As trendy peoples, we've been paying keen attention to certain international food trends (très Brooklyn, for example, or, in laymen's terms, how France is supposedly embracing food trucks and dubbing it a particularly stylish dining borough-havior). But outside of France and Brooklyn, there's something else food-trend-related going on in our global community.
The New York Times alerts us: In Italy, there is something dreadful occurring. Something that is anathema to our personal supposed freedoms. The Roman police force is on the lookout for defiers of the law, the law being against eating and drinking at historic sites. Thou shalt not do it, capisce? (Maybe this sort of makes sense?) Still, there's something near parody about this crackdown. As Elisabetta Povoledo writes:
“Stefano, look!
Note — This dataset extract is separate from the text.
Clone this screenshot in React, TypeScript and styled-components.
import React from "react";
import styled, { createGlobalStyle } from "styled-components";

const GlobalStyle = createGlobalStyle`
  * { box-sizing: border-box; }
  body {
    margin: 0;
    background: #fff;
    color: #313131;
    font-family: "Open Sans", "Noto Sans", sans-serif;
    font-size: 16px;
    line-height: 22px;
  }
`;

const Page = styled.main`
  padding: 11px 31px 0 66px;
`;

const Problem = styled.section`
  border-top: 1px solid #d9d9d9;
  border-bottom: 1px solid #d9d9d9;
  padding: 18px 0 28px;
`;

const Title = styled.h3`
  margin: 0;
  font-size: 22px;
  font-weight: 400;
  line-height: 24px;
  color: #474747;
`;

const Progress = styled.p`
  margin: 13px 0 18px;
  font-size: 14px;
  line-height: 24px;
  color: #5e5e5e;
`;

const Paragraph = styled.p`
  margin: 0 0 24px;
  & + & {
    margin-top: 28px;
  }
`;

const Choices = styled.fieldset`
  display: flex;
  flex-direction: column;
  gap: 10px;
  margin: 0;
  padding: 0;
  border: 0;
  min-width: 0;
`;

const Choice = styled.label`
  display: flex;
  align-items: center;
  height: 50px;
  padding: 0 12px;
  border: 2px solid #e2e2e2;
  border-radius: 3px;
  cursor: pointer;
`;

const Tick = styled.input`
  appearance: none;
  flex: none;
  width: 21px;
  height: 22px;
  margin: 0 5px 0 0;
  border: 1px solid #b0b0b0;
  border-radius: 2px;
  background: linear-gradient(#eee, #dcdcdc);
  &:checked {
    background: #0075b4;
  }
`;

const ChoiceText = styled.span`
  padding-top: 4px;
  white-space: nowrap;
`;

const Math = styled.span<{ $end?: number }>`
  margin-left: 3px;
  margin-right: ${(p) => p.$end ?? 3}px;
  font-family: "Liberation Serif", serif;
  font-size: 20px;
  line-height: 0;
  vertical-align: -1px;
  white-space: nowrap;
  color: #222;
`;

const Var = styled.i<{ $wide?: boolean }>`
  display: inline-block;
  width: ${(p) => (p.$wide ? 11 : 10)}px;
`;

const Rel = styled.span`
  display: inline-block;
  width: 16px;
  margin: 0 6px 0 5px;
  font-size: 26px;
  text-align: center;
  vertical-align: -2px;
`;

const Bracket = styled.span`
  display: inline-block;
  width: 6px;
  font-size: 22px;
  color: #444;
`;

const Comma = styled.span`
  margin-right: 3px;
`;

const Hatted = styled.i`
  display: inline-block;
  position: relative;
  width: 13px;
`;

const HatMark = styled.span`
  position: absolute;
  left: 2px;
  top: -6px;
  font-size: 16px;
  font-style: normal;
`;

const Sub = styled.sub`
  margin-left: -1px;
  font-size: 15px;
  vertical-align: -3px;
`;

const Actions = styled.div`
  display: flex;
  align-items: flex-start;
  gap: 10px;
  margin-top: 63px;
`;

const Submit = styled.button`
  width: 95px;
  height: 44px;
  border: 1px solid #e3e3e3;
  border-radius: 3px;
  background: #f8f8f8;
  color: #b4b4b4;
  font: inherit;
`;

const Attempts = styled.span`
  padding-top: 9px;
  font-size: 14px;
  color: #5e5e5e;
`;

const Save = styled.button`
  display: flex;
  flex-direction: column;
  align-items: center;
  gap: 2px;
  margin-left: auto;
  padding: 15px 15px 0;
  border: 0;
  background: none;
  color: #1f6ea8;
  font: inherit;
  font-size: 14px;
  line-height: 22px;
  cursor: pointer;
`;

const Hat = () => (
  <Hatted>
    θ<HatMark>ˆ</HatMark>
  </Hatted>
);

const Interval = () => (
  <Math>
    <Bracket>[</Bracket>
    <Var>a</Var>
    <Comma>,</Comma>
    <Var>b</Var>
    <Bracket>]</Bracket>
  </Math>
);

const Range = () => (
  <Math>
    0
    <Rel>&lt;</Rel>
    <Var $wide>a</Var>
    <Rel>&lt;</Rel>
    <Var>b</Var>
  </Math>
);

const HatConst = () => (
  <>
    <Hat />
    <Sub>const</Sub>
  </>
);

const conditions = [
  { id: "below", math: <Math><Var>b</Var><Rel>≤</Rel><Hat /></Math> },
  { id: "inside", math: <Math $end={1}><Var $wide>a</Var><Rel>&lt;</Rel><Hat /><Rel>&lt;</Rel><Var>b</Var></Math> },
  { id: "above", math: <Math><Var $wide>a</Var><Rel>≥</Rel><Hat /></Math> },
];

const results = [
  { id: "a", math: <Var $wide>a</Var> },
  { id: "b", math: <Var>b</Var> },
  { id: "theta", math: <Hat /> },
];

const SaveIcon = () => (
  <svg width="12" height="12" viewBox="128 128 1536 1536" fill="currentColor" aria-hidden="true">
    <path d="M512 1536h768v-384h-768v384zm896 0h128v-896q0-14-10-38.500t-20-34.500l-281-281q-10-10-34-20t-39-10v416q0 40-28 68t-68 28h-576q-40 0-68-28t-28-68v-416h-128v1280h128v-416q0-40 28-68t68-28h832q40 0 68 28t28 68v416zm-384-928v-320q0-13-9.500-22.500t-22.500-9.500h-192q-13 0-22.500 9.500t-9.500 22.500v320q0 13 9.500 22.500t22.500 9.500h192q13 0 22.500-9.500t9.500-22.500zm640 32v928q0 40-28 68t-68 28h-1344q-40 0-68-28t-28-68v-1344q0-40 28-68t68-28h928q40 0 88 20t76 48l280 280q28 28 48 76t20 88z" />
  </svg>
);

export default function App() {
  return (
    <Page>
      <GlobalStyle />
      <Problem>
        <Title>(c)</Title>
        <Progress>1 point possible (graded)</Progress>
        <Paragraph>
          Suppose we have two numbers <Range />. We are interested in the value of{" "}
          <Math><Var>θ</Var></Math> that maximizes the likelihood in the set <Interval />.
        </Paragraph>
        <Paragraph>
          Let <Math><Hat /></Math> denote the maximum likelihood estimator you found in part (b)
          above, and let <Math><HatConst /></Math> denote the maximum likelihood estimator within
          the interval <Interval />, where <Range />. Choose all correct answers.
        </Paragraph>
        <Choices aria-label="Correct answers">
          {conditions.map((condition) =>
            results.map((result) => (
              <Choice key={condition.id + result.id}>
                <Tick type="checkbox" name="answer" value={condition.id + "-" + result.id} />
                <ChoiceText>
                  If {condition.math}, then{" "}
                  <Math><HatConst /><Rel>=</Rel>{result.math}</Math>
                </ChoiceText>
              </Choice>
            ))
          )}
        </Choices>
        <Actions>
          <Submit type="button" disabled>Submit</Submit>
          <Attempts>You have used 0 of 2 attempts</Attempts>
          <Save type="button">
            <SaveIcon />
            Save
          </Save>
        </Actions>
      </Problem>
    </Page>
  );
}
There’s another eater,” one officer said to another before sauntering over to a baffled couple who had begun munching an inoffensive-looking meal while sitting on the steps. The culprits, a couple of foreign tourists, had settled down on the landmark, one of Rome’s most famous. In their hands were the offending items: sandwiches.
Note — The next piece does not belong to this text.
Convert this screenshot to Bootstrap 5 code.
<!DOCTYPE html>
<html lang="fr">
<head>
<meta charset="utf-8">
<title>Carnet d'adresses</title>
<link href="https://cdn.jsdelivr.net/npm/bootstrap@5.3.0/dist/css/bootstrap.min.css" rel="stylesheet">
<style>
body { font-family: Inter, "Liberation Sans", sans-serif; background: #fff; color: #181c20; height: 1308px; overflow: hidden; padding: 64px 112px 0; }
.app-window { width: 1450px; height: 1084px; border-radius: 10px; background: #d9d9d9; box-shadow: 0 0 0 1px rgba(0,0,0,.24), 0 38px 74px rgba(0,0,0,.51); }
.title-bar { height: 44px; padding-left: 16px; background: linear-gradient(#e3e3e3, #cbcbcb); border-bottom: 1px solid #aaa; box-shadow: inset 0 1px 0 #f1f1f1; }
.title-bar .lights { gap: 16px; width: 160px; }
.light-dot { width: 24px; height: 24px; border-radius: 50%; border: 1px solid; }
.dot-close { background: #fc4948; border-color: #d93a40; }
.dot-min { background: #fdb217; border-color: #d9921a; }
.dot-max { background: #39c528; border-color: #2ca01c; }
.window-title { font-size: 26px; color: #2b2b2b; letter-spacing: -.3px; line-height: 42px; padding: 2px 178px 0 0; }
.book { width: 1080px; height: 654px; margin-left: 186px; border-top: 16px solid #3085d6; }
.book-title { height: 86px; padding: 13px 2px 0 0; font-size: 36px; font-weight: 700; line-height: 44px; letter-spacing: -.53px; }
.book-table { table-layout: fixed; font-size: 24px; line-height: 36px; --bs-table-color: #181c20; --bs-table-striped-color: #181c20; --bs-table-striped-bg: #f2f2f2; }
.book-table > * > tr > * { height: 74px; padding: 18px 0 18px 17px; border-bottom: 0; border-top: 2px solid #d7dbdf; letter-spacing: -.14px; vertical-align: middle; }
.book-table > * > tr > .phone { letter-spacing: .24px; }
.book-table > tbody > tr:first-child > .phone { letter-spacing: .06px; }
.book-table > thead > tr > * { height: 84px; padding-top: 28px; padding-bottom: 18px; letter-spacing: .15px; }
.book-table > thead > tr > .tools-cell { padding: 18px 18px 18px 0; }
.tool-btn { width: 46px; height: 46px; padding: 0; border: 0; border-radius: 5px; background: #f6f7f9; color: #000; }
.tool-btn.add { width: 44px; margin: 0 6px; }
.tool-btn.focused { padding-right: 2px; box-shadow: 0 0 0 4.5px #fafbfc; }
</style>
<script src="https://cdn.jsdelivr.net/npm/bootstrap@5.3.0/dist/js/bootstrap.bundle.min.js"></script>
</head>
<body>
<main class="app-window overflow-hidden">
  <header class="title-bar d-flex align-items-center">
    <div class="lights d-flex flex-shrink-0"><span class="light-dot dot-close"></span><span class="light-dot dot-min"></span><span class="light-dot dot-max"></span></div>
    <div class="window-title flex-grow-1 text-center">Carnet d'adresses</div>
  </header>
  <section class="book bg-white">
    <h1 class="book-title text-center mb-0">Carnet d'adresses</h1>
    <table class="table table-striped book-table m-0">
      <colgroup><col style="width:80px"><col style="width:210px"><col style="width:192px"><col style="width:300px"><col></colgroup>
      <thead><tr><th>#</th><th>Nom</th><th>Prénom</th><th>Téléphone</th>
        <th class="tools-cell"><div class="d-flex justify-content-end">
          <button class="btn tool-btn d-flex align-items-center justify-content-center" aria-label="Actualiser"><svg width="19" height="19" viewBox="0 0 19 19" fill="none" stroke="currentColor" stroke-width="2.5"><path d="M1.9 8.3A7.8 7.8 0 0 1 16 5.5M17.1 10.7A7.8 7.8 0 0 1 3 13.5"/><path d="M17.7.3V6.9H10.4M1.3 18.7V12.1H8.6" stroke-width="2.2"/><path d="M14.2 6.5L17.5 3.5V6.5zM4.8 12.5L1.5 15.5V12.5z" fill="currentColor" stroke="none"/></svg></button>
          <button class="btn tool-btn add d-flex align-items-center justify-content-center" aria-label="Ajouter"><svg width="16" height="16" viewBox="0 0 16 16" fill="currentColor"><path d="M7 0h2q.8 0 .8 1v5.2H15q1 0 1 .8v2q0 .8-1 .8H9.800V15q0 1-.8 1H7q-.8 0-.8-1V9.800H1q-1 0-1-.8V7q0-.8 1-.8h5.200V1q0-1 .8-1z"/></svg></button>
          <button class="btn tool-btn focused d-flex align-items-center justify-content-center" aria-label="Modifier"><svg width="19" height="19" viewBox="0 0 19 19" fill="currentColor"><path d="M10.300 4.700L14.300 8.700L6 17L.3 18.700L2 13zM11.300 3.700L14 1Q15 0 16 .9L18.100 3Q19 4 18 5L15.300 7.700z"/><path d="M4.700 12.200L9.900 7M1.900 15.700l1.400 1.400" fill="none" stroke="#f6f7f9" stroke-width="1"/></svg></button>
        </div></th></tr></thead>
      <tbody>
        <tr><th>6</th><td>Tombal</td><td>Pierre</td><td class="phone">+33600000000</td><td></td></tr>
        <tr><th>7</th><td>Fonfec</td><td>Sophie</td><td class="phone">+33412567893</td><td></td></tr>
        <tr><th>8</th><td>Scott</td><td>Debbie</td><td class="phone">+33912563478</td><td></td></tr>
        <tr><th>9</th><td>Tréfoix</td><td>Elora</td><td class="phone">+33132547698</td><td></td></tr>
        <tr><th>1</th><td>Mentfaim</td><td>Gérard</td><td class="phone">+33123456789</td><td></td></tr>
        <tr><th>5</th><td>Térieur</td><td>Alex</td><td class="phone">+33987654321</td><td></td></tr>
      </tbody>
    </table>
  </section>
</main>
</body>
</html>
The officers pounced, and after much waving of hands, the couple wrapped up the sandwiches and slouched away, looking sheepish.
Mortifying, really, these eaters. The recent surge to track them down and prevent them from committing their fowl (or perhaps beef-based, or pork, or vegetarian) crimes is due to a municipal ordinance that went into effect this month, prohibiting munching and slurping on things in or around the city's landmarks and monuments, including the Colosseum, the Pantheon, and the Spanish Steps. If busted, one must pay: "Fines range all the way up to $650 for culinary recidivists," writes Povoledo. But isn't enjoying a gelato in the out-of-doors, a la Audrey Hepburn in Roman Holiday, exactly what tourists do in Italy? And is it really a good use of cops' time, you know, being on the constant alert for sandwich violations? There are signs of impending revolt:
“From now on, a tourist walking around the Colosseum with an ice cream cone will be fined,” said Angelo Bonelli, a member of Italy’s Green Party, who flagrantly challenged the ban by eating a sandwich in front of the Pantheon while taunting a municipal police officer.
There was also a recent flash mob protest at which pizza and delightful pressed sandwiches were heartily enjoyed, the group united under the feeling that "panino is not a crime" (this sounds like a flash mob we could support). But this isn't the first of such anti-outdoor-eating laws for Italian cities that enjoy significant tourist traffic. Povoledo explains that it's been illegal for years to eat a bag lunch while sitting on the steps of St. Mark's Square in Venice, for example—one would assume that would be unappealing on account of the pigeons, anyway, but there's no accounting for tastes.